**TASK**. Every line below that mentions the word "this" should be copied out.

**ENTRIES**.
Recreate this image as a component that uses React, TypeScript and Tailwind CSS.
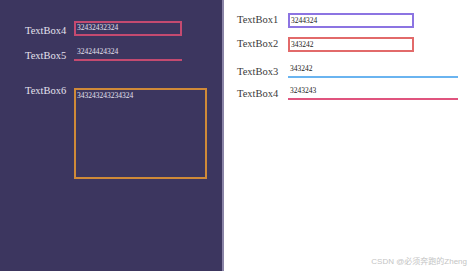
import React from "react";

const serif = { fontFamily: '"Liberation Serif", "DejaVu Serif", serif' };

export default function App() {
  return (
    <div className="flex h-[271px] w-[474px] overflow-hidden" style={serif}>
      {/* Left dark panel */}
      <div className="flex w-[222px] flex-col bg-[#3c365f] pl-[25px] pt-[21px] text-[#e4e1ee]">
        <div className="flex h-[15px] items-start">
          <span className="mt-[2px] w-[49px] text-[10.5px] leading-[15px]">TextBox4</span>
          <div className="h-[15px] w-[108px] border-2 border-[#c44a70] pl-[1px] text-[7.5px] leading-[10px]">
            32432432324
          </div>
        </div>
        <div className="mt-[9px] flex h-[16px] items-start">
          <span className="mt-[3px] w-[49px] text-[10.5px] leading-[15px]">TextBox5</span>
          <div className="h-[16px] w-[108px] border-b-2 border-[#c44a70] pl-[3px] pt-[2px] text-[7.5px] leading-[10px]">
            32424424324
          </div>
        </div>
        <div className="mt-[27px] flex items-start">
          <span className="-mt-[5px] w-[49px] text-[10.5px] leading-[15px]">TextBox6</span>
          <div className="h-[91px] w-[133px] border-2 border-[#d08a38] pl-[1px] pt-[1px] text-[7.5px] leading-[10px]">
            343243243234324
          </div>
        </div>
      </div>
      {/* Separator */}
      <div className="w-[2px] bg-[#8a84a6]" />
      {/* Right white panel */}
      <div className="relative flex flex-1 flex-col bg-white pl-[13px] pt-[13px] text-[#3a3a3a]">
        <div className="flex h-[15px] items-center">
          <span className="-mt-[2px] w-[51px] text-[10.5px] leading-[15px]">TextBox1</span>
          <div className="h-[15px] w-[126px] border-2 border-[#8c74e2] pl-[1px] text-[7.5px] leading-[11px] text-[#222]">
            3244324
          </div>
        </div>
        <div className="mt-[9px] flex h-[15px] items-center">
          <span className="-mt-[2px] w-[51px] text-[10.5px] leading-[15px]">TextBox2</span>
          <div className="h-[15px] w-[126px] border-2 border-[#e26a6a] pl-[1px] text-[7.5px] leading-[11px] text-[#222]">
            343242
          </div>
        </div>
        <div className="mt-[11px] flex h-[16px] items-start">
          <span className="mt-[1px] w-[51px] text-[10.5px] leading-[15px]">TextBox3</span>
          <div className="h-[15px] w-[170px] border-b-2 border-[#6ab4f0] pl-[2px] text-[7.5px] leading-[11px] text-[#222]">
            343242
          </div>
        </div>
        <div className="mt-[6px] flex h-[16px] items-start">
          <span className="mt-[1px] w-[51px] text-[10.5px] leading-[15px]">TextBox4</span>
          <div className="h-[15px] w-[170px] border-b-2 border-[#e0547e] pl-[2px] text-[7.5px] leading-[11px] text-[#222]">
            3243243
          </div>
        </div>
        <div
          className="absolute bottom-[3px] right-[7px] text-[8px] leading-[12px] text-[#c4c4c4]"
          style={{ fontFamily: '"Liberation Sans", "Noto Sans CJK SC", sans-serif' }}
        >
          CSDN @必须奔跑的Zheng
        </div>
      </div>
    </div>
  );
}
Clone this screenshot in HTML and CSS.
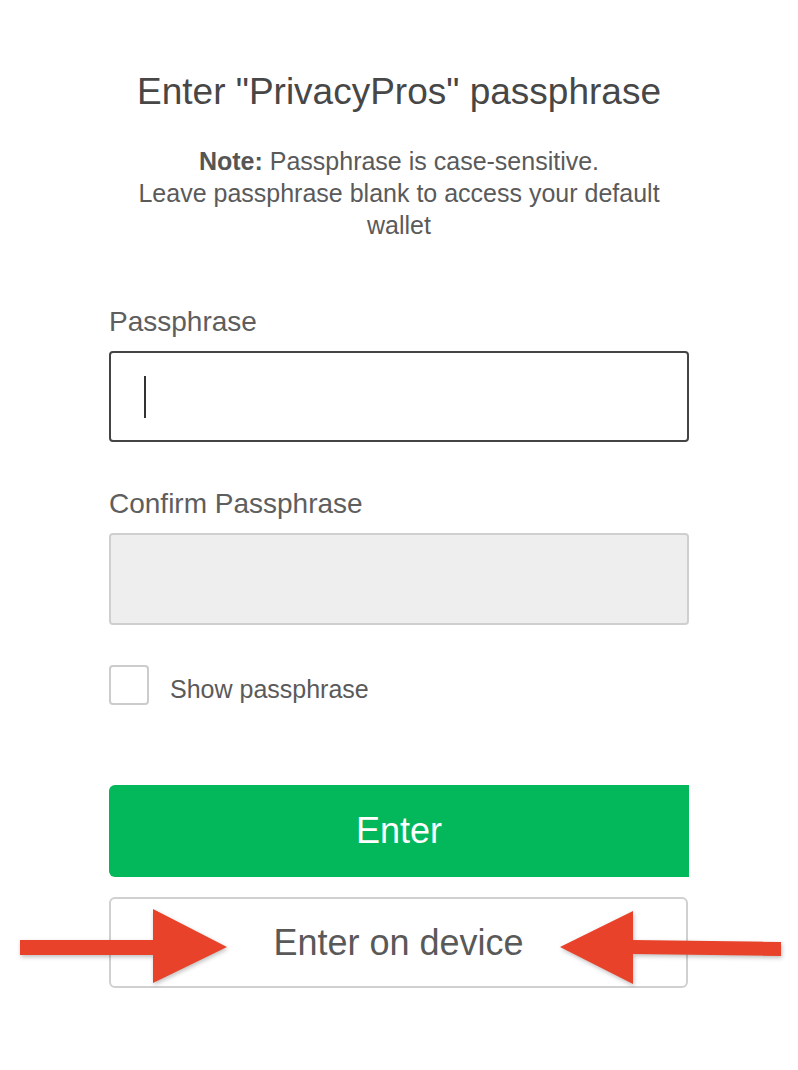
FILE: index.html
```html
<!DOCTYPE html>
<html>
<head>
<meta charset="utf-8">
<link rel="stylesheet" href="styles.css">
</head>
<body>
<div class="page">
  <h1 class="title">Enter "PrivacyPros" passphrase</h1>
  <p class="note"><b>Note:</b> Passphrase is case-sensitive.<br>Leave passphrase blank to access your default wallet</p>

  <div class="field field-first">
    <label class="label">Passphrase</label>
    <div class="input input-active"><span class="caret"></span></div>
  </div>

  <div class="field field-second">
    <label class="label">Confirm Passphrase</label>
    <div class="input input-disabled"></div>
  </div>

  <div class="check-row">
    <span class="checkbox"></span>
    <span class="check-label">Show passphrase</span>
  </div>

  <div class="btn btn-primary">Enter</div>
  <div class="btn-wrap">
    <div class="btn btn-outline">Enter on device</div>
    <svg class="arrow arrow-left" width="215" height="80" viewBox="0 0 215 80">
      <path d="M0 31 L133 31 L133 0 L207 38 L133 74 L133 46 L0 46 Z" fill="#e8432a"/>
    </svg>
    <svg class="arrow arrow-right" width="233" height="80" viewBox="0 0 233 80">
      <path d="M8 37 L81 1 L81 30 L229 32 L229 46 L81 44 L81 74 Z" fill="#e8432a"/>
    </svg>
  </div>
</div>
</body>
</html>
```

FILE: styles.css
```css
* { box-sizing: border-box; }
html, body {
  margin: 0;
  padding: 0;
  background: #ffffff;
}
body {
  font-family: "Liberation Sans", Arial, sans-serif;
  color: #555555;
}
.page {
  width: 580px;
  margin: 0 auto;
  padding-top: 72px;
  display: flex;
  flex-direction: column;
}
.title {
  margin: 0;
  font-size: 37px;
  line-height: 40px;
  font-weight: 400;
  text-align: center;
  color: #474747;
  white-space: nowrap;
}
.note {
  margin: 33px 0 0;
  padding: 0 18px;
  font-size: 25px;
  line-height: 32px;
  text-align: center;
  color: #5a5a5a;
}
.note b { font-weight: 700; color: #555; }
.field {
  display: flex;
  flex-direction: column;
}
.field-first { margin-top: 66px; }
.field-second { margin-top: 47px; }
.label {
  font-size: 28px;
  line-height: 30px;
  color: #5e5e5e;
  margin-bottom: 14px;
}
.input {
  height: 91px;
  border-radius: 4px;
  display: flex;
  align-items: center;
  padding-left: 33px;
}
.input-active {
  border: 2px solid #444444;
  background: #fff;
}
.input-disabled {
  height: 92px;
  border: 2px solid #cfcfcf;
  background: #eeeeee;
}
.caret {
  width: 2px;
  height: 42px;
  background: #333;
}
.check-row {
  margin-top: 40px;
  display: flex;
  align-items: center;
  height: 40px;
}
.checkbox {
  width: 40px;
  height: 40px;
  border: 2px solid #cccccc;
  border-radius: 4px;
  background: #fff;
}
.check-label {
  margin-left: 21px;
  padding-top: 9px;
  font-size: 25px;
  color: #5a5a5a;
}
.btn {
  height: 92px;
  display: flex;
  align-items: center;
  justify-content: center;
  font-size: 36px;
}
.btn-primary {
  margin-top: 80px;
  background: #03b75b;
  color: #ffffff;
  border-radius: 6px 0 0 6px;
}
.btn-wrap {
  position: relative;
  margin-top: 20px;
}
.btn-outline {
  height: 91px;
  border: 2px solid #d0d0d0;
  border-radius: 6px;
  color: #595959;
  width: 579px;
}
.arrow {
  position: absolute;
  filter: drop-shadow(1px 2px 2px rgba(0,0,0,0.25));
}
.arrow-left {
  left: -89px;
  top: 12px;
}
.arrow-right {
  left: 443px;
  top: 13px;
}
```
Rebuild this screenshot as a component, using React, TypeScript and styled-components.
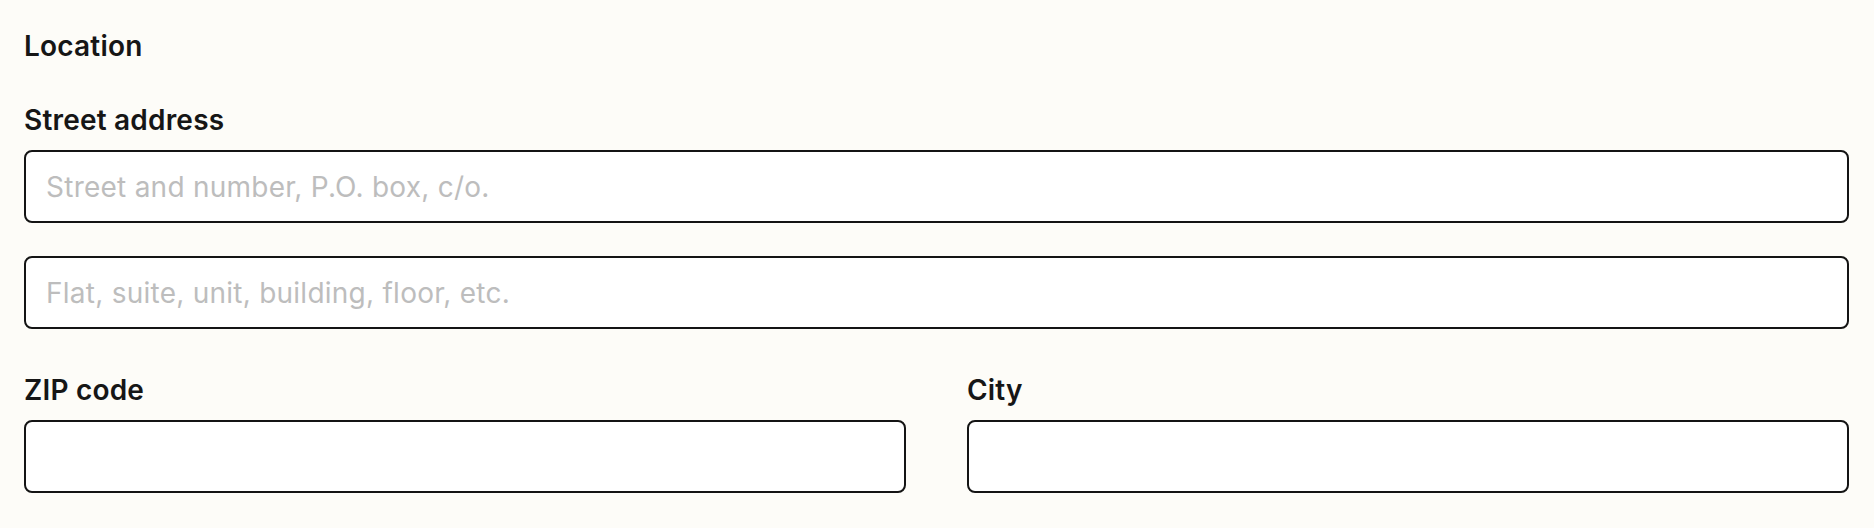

**COMPLETED TASK**.
Recreate this image as a component that uses React, TypeScript and Tailwind CSS.
Clone this screenshot in HTML and CSS.
Rebuild this screenshot as a component, using React, TypeScript and styled-components.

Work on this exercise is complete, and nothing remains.